[Pages as source code]
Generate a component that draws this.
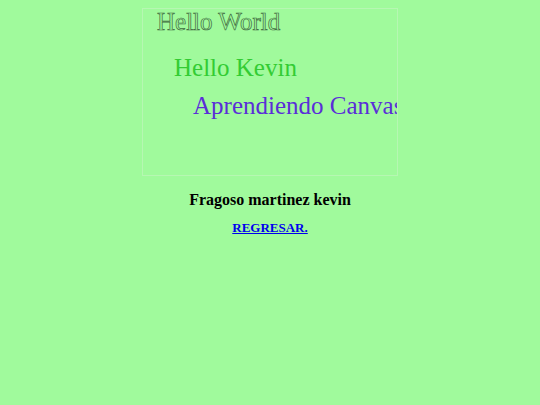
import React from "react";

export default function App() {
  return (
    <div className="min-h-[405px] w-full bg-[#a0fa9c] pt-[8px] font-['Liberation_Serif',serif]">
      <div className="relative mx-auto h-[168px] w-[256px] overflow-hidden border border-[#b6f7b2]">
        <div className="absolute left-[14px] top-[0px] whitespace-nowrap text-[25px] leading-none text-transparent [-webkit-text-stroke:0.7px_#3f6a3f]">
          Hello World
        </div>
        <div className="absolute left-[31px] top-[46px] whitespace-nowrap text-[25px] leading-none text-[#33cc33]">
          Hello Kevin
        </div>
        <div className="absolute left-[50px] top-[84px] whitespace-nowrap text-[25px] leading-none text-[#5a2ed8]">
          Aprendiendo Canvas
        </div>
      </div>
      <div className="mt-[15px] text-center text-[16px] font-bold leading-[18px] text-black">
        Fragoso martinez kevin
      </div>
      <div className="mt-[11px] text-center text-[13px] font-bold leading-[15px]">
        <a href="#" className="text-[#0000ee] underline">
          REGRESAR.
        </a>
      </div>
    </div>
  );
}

* * *

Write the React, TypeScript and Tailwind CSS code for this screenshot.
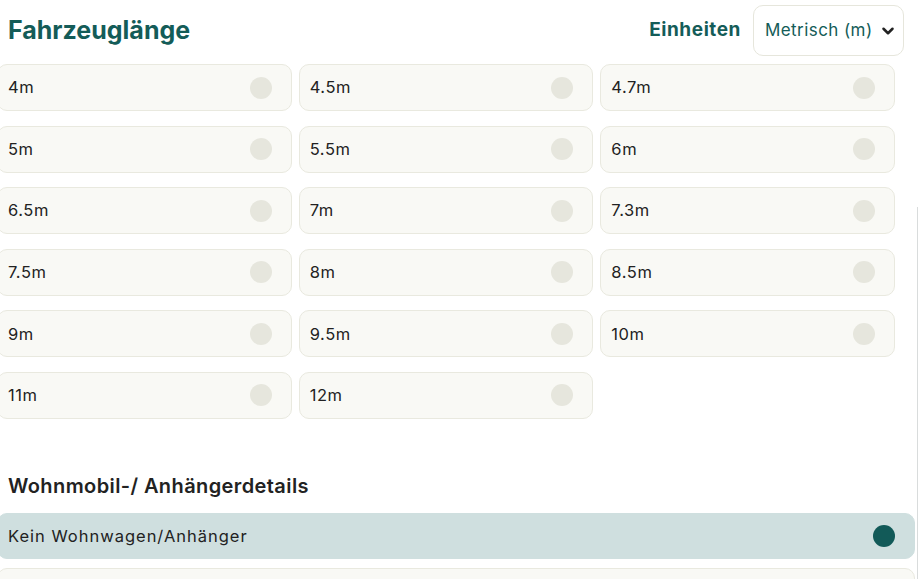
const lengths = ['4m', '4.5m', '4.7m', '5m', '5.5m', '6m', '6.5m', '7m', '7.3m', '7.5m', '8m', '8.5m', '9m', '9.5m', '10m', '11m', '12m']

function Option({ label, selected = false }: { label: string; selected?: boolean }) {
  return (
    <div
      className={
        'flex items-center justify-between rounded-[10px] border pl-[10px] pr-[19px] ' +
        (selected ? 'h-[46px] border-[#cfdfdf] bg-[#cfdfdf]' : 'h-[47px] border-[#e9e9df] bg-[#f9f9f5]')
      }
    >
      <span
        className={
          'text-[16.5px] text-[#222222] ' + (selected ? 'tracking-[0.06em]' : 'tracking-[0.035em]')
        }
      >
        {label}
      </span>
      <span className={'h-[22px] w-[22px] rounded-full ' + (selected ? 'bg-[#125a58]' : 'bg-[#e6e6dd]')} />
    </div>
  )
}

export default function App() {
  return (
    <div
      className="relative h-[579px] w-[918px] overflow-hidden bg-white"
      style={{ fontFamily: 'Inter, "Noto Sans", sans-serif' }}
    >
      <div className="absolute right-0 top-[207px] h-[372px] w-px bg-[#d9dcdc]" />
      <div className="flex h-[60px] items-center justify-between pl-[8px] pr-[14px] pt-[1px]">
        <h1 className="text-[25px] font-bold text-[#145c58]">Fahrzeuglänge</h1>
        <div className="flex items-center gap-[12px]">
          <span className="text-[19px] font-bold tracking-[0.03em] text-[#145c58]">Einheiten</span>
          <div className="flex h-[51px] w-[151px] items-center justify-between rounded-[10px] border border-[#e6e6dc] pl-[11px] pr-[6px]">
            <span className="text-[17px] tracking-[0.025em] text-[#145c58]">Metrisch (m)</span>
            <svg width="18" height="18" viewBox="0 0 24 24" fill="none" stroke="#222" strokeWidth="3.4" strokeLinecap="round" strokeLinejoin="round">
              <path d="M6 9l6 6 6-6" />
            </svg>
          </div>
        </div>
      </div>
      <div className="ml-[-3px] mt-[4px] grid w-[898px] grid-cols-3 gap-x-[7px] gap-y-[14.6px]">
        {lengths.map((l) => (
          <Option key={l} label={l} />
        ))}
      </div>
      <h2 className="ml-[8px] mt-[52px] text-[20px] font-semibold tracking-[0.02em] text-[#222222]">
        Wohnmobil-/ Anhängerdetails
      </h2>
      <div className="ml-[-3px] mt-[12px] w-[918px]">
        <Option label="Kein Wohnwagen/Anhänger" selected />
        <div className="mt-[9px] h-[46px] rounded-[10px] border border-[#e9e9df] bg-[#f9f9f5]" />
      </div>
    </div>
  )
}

---

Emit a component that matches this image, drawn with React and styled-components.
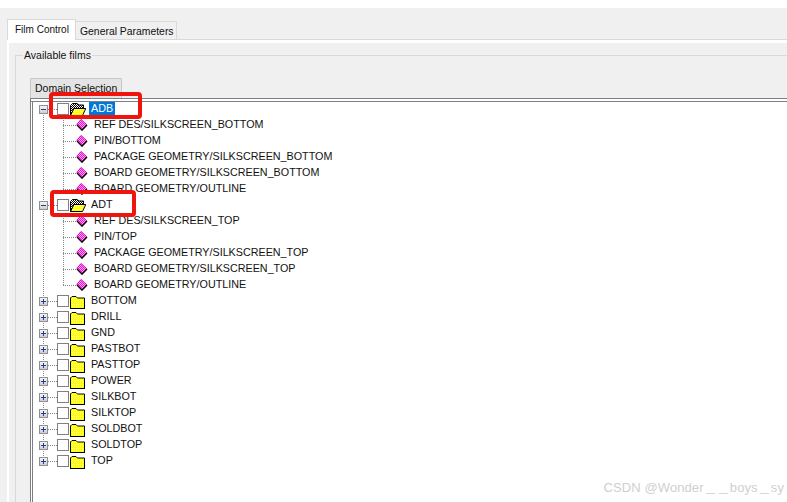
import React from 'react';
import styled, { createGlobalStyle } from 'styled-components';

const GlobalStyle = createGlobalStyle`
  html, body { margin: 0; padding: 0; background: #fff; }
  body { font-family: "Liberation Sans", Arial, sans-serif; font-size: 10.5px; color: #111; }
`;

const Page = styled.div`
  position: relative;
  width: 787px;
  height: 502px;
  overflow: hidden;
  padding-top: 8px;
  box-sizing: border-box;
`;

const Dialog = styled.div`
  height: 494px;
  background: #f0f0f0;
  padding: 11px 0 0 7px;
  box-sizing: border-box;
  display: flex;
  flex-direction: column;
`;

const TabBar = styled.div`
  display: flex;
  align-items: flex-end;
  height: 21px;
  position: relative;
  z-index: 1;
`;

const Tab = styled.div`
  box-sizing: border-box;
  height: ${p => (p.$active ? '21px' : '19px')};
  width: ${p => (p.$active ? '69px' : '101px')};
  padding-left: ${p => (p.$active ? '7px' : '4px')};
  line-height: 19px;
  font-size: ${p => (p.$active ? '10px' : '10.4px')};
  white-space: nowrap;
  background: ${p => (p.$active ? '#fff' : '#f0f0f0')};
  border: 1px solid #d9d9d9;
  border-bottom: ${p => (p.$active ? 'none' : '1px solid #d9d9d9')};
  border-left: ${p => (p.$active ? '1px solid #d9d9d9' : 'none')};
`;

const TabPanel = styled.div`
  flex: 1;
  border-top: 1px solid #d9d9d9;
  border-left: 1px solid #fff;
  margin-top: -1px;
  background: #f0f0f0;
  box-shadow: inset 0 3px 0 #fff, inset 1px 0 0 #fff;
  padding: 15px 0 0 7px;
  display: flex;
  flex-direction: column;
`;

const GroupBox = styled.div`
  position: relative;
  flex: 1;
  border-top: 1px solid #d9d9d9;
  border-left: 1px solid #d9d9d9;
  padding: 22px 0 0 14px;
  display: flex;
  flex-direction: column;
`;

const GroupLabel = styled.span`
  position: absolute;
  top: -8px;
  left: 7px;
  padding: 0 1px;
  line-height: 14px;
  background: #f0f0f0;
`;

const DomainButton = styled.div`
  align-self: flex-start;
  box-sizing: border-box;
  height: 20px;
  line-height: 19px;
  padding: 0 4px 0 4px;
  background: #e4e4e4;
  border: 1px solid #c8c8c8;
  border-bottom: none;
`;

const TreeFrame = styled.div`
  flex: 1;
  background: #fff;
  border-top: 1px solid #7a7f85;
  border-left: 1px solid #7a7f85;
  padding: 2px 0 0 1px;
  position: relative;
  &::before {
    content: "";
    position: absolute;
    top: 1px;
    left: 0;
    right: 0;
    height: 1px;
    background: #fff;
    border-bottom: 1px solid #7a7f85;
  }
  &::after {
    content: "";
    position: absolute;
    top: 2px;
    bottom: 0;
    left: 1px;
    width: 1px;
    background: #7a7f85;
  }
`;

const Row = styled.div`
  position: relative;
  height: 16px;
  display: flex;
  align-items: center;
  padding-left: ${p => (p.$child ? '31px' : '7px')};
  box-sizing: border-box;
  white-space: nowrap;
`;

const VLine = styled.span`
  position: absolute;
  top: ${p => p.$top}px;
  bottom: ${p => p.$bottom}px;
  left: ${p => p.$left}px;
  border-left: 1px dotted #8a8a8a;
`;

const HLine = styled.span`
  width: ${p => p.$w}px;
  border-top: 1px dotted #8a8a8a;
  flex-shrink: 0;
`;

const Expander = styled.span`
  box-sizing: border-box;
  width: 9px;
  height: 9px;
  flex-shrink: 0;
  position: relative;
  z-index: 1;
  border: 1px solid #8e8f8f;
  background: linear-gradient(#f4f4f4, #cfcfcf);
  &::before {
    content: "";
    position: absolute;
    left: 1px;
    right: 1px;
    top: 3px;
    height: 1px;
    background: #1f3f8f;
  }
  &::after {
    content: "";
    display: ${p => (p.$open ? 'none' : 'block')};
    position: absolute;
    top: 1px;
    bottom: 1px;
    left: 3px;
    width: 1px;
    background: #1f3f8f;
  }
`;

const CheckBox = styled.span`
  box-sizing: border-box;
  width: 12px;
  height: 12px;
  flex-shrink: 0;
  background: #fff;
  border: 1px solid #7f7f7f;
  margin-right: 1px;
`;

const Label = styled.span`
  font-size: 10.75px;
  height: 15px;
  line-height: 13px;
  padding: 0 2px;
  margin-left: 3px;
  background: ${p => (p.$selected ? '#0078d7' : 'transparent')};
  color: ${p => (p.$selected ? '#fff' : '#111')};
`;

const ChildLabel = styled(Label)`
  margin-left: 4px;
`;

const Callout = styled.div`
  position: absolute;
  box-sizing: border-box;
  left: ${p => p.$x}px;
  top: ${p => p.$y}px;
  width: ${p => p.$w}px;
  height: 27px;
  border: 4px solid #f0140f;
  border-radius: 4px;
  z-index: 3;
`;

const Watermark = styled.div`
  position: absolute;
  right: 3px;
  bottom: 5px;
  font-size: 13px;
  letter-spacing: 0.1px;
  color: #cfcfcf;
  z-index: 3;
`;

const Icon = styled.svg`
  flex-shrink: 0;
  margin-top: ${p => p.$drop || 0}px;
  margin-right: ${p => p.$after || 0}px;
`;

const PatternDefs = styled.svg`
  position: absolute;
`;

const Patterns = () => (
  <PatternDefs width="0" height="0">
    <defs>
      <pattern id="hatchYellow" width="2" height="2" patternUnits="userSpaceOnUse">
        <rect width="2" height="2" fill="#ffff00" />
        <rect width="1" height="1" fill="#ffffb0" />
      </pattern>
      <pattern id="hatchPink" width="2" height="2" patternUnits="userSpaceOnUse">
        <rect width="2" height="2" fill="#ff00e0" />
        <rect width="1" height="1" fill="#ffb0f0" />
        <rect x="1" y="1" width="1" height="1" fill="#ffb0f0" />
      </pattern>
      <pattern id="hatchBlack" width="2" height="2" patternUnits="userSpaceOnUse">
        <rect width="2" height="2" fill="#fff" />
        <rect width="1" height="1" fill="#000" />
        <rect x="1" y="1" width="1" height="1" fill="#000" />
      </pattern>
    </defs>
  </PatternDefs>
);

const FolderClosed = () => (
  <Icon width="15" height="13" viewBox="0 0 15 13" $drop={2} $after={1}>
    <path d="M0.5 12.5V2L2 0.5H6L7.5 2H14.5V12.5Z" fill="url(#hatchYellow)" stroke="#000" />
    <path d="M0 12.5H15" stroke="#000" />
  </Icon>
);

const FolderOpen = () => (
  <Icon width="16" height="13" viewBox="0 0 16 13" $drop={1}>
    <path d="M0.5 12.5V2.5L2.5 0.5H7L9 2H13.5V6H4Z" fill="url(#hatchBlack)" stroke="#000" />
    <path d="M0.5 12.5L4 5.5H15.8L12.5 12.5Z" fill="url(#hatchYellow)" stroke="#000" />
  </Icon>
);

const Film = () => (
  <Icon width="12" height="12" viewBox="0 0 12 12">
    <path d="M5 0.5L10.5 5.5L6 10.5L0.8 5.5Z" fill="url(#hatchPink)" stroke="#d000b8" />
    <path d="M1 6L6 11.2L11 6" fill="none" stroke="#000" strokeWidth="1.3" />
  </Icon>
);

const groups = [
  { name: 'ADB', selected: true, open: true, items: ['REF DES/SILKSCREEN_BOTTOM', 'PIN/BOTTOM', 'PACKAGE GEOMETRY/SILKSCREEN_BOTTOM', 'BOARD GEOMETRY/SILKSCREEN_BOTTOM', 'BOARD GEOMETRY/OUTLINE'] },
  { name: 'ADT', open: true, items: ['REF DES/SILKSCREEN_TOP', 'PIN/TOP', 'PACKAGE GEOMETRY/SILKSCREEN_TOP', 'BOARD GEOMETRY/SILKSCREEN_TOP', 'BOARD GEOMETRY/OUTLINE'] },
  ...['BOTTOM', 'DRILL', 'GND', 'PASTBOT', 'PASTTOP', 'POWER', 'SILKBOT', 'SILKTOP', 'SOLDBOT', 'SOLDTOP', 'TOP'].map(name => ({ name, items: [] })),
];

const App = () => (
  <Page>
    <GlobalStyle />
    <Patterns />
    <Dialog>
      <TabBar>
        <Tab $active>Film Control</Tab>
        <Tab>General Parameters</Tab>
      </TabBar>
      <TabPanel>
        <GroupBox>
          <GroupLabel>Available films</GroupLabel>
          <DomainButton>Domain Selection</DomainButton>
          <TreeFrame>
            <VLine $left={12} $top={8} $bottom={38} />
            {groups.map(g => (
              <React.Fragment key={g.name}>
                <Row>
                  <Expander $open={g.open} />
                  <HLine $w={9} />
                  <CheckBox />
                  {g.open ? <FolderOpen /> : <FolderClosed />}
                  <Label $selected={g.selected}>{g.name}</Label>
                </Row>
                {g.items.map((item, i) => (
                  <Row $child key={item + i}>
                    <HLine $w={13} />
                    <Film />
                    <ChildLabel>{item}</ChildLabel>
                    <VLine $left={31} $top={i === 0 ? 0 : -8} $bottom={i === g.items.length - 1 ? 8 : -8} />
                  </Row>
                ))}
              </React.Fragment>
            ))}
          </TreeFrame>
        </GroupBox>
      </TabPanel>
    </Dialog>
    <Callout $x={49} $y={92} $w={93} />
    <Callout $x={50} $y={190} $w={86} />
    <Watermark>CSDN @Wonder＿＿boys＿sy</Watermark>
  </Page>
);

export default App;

**What you need to do**:
Provide solely the number of lines in the data that include the word "this".

**Answer below**:
3